The problem with America’s infrastructure, however, runs deeper than its dilapidation. In fact, the biggest problem lies not with its condition, but with the outdated philosophy that underlies it. Most of the physical infrastructure we live with was imagined and built in an era when economic growth was assumed to be a God-given right, natural resources seemed limitless, Manifest Destiny carried the day, and no one had ever heard of climate change. Today, as federal subsidies plunge and the concentration of carbon dioxide in the atmosphere surges past four hundred parts per million, that philosophy of how the world works has been revealed as faulty. And every day it feels a little faultier.

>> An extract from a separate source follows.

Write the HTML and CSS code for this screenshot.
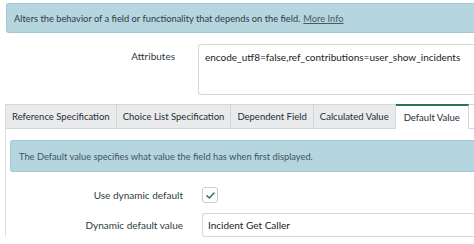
FILE: index.html
```html
<!DOCTYPE html>
<html lang="en">
<head>
  <meta charset="UTF-8" />
  <title>Dictionary Entry</title>
  <link rel="stylesheet" href="styles.css">
</head>
<body>
  <div class="notice top-notice">
    Alters the behavior of a field or functionality that depends on the field. <a href="#">More Info</a>
  </div>

  <div class="form-row attr-row">
    <label class="attr-label">Attributes</label>
    <div class="textarea">encode_utf8=false,ref_contributions=user_show_incidents</div>
  </div>

  <div class="tabs">
    <div class="tab-bar">
      <div class="tab">Reference Specification</div>
      <div class="tab">Choice List Specification</div>
      <div class="tab">Dependent Field</div>
      <div class="tab">Calculated Value</div>
      <div class="tab active">Default Value</div>
      <div class="tab-rest"></div>
    </div>

    <div class="panel">
      <div class="notice panel-notice">The Default value specifies what value the field has when first displayed.</div>

      <div class="form-row check-row">
        <label class="panel-label">Use dynamic default</label>
        <span class="checkbox">
          <svg width="11" height="11" viewBox="0 0 11 11"><path d="M2 5.8 L4.4 8 L9 3" fill="none" stroke="#2f7d5f" stroke-width="1.6" stroke-linecap="round" stroke-linejoin="round"/></svg>
        </span>
      </div>

      <div class="form-row value-row">
        <label class="panel-label">Dynamic default value</label>
        <div class="input">Incident Get Caller</div>
      </div>
    </div>
  </div>
</body>
</html>
```

FILE: styles.css
```css
body {
  margin: 0;
  font-family: Lato, "Liberation Sans", sans-serif;
  font-size: 10px;
  color: #2e3b42;
  background: #fff;
  overflow: hidden;
}

.notice {
  background: #b5d5df;
  border: 1px solid #a5c8d4;
  border-right: none;
  border-radius: 3px 0 0 3px;
  display: flex;
  align-items: center;
  font-size: 9.3px;
}

.top-notice {
  margin: 3px 0 0 6px;
  height: 28px;
  padding-left: 7px;
}

.top-notice a {
  color: #4a5a62;
  margin-left: 3px;
}

.form-row {
  display: flex;
  align-items: center;
}

.attr-row {
  margin-top: 11px;
  align-items: flex-start;
}

.attr-label {
  width: 175px;
  text-align: right;
  padding-top: 6px;
}

.textarea {
  margin-left: 23px;
  flex: 1;
  height: 43px;
  border: 1px solid #d6d8da;
  border-right: none;
  border-radius: 3px 0 0 3px;
  padding: 6px 0 0 6px;
  color: #222;
}

.tabs {
  margin: 9px 0 0 5px;
  border-left: 1px solid #dcdfe1;
}

.tab-bar {
  display: flex;
  border-top: 1px solid #d3d6d9;
  height: 24px;
}

.tab {
  flex-shrink: 0;
  white-space: nowrap;
  background: #e8eaec;
  border-right: 1px solid #d3d6d9;
  border-bottom: 1px solid #d3d6d9;
  padding: 0 6px;
  display: flex;
  align-items: center;
  font-size: 9.5px;
  color: #262e33;
}

.tab.active {
  background: #fff;
  border-bottom-color: #fff;
  border-top: 2px solid #2e6e5c;
  margin-top: -1px;
  padding: 0 8px;
}

.tab-rest {
  flex: 1;
  border-bottom: 1px solid #d3d6d9;
}

.panel {
  padding: 11px 0 0 4px;
}

.panel-notice {
  height: 30px;
  padding-left: 8px;
  color: #3c5560;
}

.panel-label {
  width: 173px;
  text-align: right;
}

.check-row {
  margin-top: 15px;
}

.checkbox {
  margin-left: 19px;
  width: 14px;
  height: 14px;
  border: 1px solid #c9cdd0;
  border-radius: 3px;
  display: flex;
  align-items: center;
  justify-content: center;
}

.value-row {
  margin-top: 10px;
}

.input {
  margin-left: 19px;
  flex: 1;
  height: 22px;
  border: 1px solid #d6d8da;
  border-right: none;
  border-radius: 3px 0 0 3px;
  padding-left: 5px;
  display: flex;
  align-items: center;
  color: #222;
}
```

But that old philosophy pervades the physical infrastructure that surrounds us. It is always there—in hundreds of thousands of miles of highways and bridges that demand constant repair; in the energy inefficiency of public buildings; in the absence of high-speed rail service (the United States is the only developed nation without it); in communities whose design mandates the use of automobiles; in the absence of meaningful mass transportation; in water-management systems whose designers never considered that water might become scarce; in food-production systems that rely on factory farms and the use of refrigerated trucks to carry food across the country. More and more people are embracing a new philosophy of how the world works—one that is both hopeful and realistic—but our obsolete infrastructure locks all of us into living out the bad practices and bad habits of the past.

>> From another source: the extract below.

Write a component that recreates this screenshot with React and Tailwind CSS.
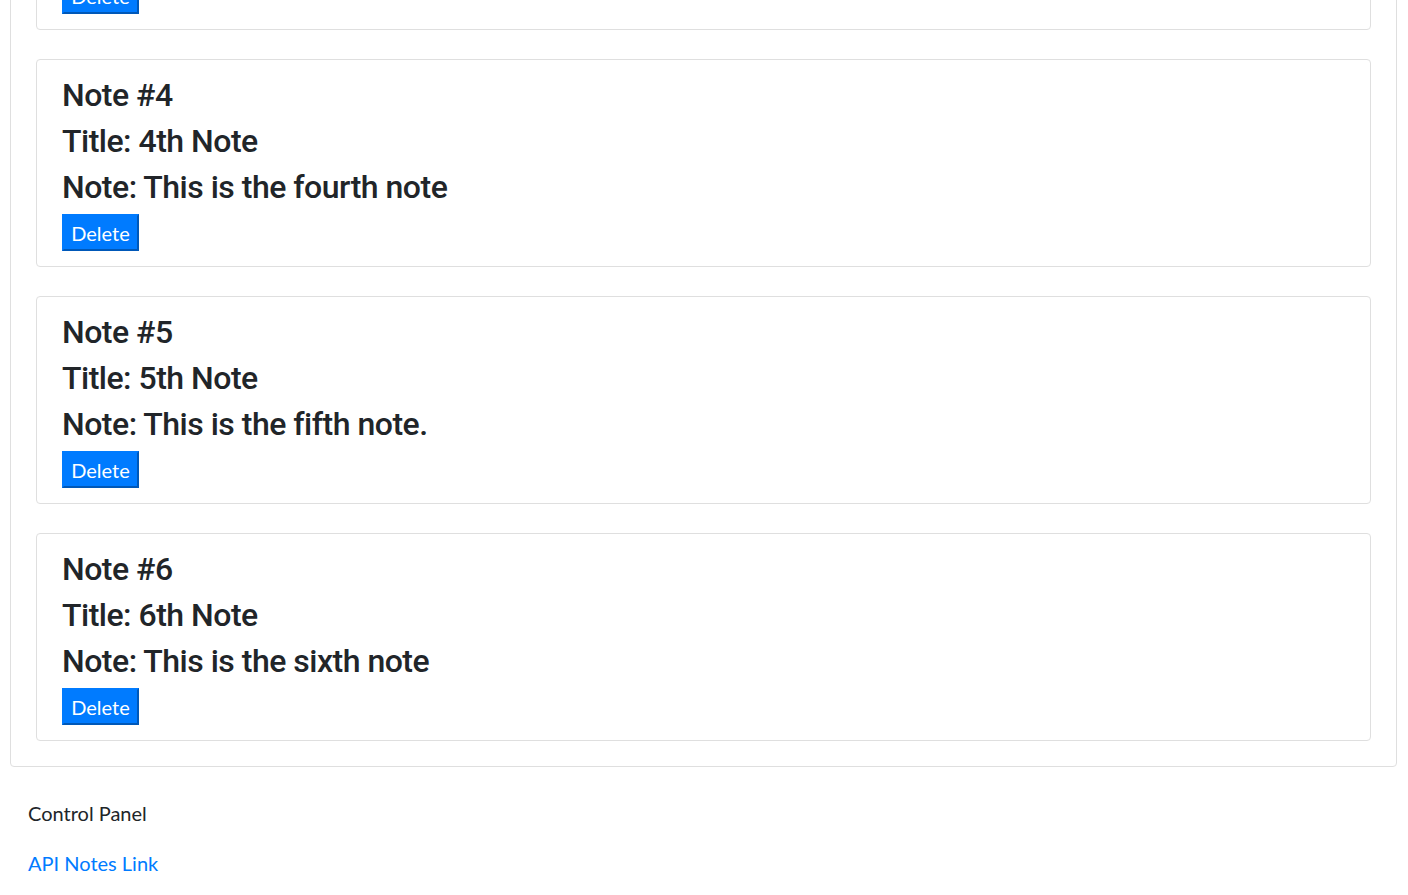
import React from 'react'

const notes = [
  { id: 3, title: '3rd Note', body: 'This is the third note' },
  { id: 4, title: '4th Note', body: 'This is the fourth note' },
  { id: 5, title: '5th Note', body: 'This is the fifth note.' },
  { id: 6, title: '6th Note', body: 'This is the sixth note' },
]

const heading = 'text-[32px] leading-[38px] font-medium tracking-[-0.5px] mb-[8px] font-[Roboto,sans-serif]'

const NoteCard = ({ note }) => (
  <div className="border border-[#dfdfdf] rounded-[4px] bg-white pl-[25px] pr-[25px] pt-[16px] pb-[14px] h-[208px]">
    <h2 className={heading}>Note #{note.id}</h2>
    <h2 className={heading}>Title: {note.title}</h2>
    <h2 className={heading}>Note: {note.body}</h2>
    <button className="w-[77px] h-[37px] flex items-center justify-center bg-[#007bff] text-white text-[20px] leading-none border-2 border-[#007bff] border-r-[#0058b8] border-b-[#0058b8]">
      Delete
    </button>
  </div>
)

export default function App() {
  return (
    <div
      className="min-h-screen bg-white text-[#212529] overflow-hidden"
      style={{ fontFamily: 'Lato, "Noto Sans", sans-serif' }}
    >
      <div className="ml-[10px] mr-[11px] -mt-[204px] border border-[#dfdfdf] rounded-[4px] px-[25px] py-[25px] flex flex-col gap-[29px]">
        {notes.map((note) => (
          <NoteCard key={note.id} note={note} />
        ))}
      </div>
      <div className="pl-[28px] pt-[31px] text-[20px] leading-[30px]">
        <p className="mb-[20px]">Control Panel</p>
        <a href="#" className="text-[#007bff]">API Notes Link</a>
      </div>
    </div>
  )
}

The nature of this problem is overwhelming, to be sure, but that has not stopped citizens, organizations, and communities all across the country from beginning to understand the critical need to reimagine infrastructure—and the opportunity that such reimagining creates for putting a new philosophy into practice. They are not talking about repairs and retrofits, because they know that is not going to be sufficient. Thanks to the inadequacies (call them fantasies, if you want) of the old system, we are starting from scratch—or worse than scratch, given how entrenched our current infrastructure is, and how intertwined our lives are with it. And while the creation of new systems of infrastructure will be dauntingly complex and challenging, it gives us a chance to right the wrongs of the past.
With this issue, Orion inaugurates Reimagining Infrastructure, a two-year project that explores the ways in which America’s infrastructure is changing to meet the needs of future generations. In the next twelve issues of the magazine, you’ll find feature articles and visual art that describe and showcase projects from around the country that are setting a new bar for how we think about infrastructure. You’ll learn about the ways in which government, private enterprises, local communities, and grassroots groups are coming together to create an approach to decision making that puts a premium on sustainability, community engagement, and innovation. And on a sense of opportunity as well, because the opportunity to rethink how infrastructure can help create a better future may not be one we can afford to pass up.